Ils ouvrirent les yeux au même instant la lune les regardait et ils restèrent un moment immobiles, muets d’extase. Etienne se rassit le premier et leva la voile. Le vent était léger, la coque aérienne, ils filèrent silencieux sur la masse noire qui aspirait les étoiles aussi surement qu’un trou noir. La lune flottait tranquille telle un phare. Ils la suivirent cap sur le château d’If. En passant près de l’île Degaby, il leur sembla entendre des rires fantômes et des rumeurs de fêtes mais l’endroit était désert, Etienne en était certain et il secoua la tête pour dépoussiérer ses sens. Eric garda son regard attaché à l’île longtemps après qu’ils l’eurent dépassée.
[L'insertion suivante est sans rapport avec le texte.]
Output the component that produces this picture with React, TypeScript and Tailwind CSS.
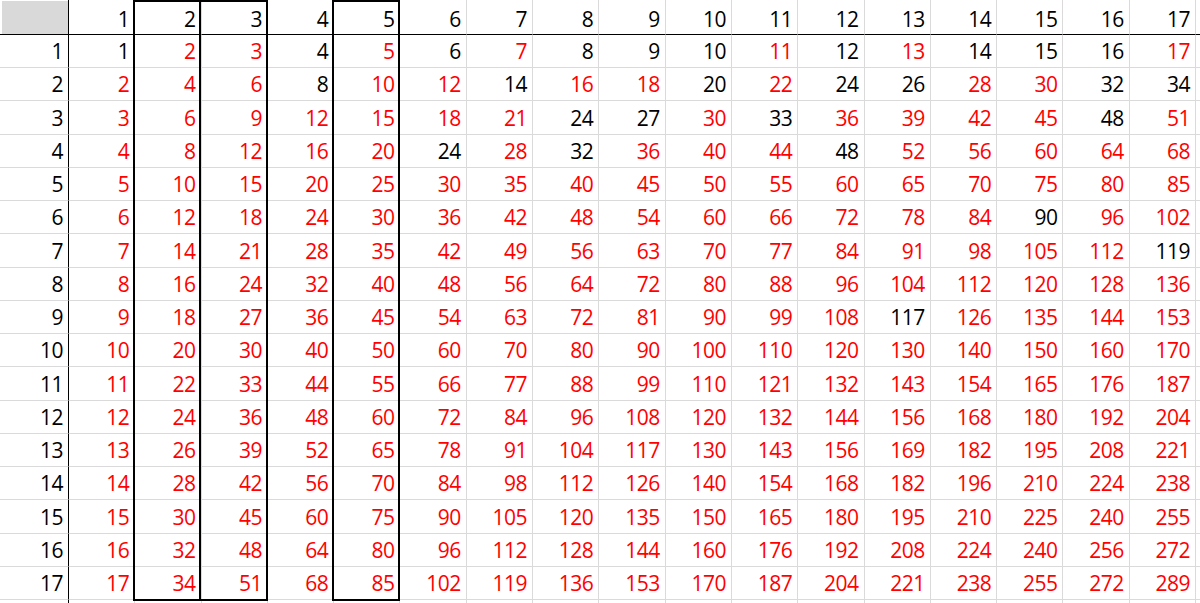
import React from "react";

const N = 17;

// cells that stay black inside the table body (row -> columns)
const blackCells: Record<number, number[]> = {
  1: [1, 4, 6, 8, 9, 10, 12, 14, 15, 16],
  2: [4, 7, 10, 12, 13, 16, 17],
  3: [8, 9, 11, 16],
  4: [6, 8, 12],
  6: [15],
  7: [17],
  9: [13],
};

const nums = Array.from({ length: N }, (_, i) => i + 1);

function Cell({
  children,
  className = "",
}: {
  children?: React.ReactNode;
  className?: string;
}) {
  return (
    <div
      className={`flex items-end justify-end pr-[5px] leading-none tracking-[-0.5px] ${className}`}
    >
      {children}
    </div>
  );
}

export default function App() {
  return (
    <div
      className="relative h-[603px] w-[1200px] overflow-hidden bg-white text-[21px] text-black"
      style={{ fontFamily: '"Open Sans", "Liberation Sans", sans-serif' }}
    >
      <div className="grid grid-cols-[69px_repeat(17,66.3px)_66px] grid-rows-[35px_repeat(17,33.24px)_33px]">
        {/* header row */}
        <div className="border-b border-r border-black pl-[2px] pt-[1px]">
          <div className="h-full w-full bg-[#d9d9d9]" />
        </div>
        {nums.map((c) => (
          <Cell key={`h${c}`} className="border-b border-r border-b-black border-r-[#dadada] pb-[4px]">
            {c}
          </Cell>
        ))}
        <div className="border-b border-black" />

        {/* body rows */}
        {nums.map((r) => (
          <React.Fragment key={`r${r}`}>
            <Cell className="border-b border-r border-b-[#dadada] border-r-black pb-[5px]">{r}</Cell>
            {nums.map((c) => (
              <Cell
                key={`c${r}-${c}`}
                className={`border-b border-r border-[#dadada] pb-[5px] ${
                  blackCells[r]?.includes(c) ? "text-black" : "text-[#ff0000]"
                }`}
              >
                {r * c}
              </Cell>
            ))}
            <div className="border-b border-[#dadada]" />
          </React.Fragment>
        ))}

        {/* partly visible row below the table */}
        <div className="border-r border-black" />
        {nums.map((c) => (
          <div key={`e${c}`} className="border-r border-[#dadada]" />
        ))}
        <div />
      </div>

      {/* selection outlines over columns 2-3 and 5 */}
      <div className="pointer-events-none absolute left-[133px] top-0 h-[601px] w-[135px] border-2 border-black" />
      <div className="pointer-events-none absolute left-[199px] top-0 h-[601px] w-[2px] bg-black" />
      <div className="pointer-events-none absolute left-[332px] top-0 h-[601px] w-[68px] border-2 border-black" />
    </div>
  );
}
Ils atteignirent If alors qu’un nuage voilait la face de la lune. Eric se débrouilla mieux cette fois, la mer, presque figée retenait son souffle. Ils n’y voyaient rien et sans se concerter s’attrapèrent la main. Leurs esprits se lièrent de même et toutes les années de séparation s’envolèrent, ils ne refaisaient plus qu’un comme au premier instant. Etienne qui connaissait mieux l’île les guidait. Ils tâtonnèrent ainsi du pied jusqu’à la criste qui leur avait promis son aide.

Elle leur demanda de s’allonger à côté d’elle. La chaleur du jour irradiait de la pierre. Ils perçurent un murmure, qui enfla et vibra, ils le percevaient au contact de leur corps sur le sol. Leurs paupières closes, ils sentirent l’apesanteur cessé son emprise sur eux. Ils s’élevèrent doucement, admirèrent leur enveloppe argentée, ainsi débarrassé de leurs vêtements, ils étaient vraiment semblables et lorsqu’ils se touchèrent, leur corps se saisir et fusionnèrent. Léger le corps des jumeaux dériva jusqu’au-dessus de l’archipel d’Endoume. L’île aux rires les appelait, plus fort cette fois. Les battements de leur cœur s’accélérèrent, le fil qui les retenait au monde physique se tendit soudain et se rétracta. En une fraction d’instant ils étaient de retour, le souffle court. La magie était brisée mais ils savaient ce qu’ils devaient faire désormais. Eric déposa un baiser sur le nuage floral de la criste et s’envola derrière Etienne qui déjà défaisait l’amarre.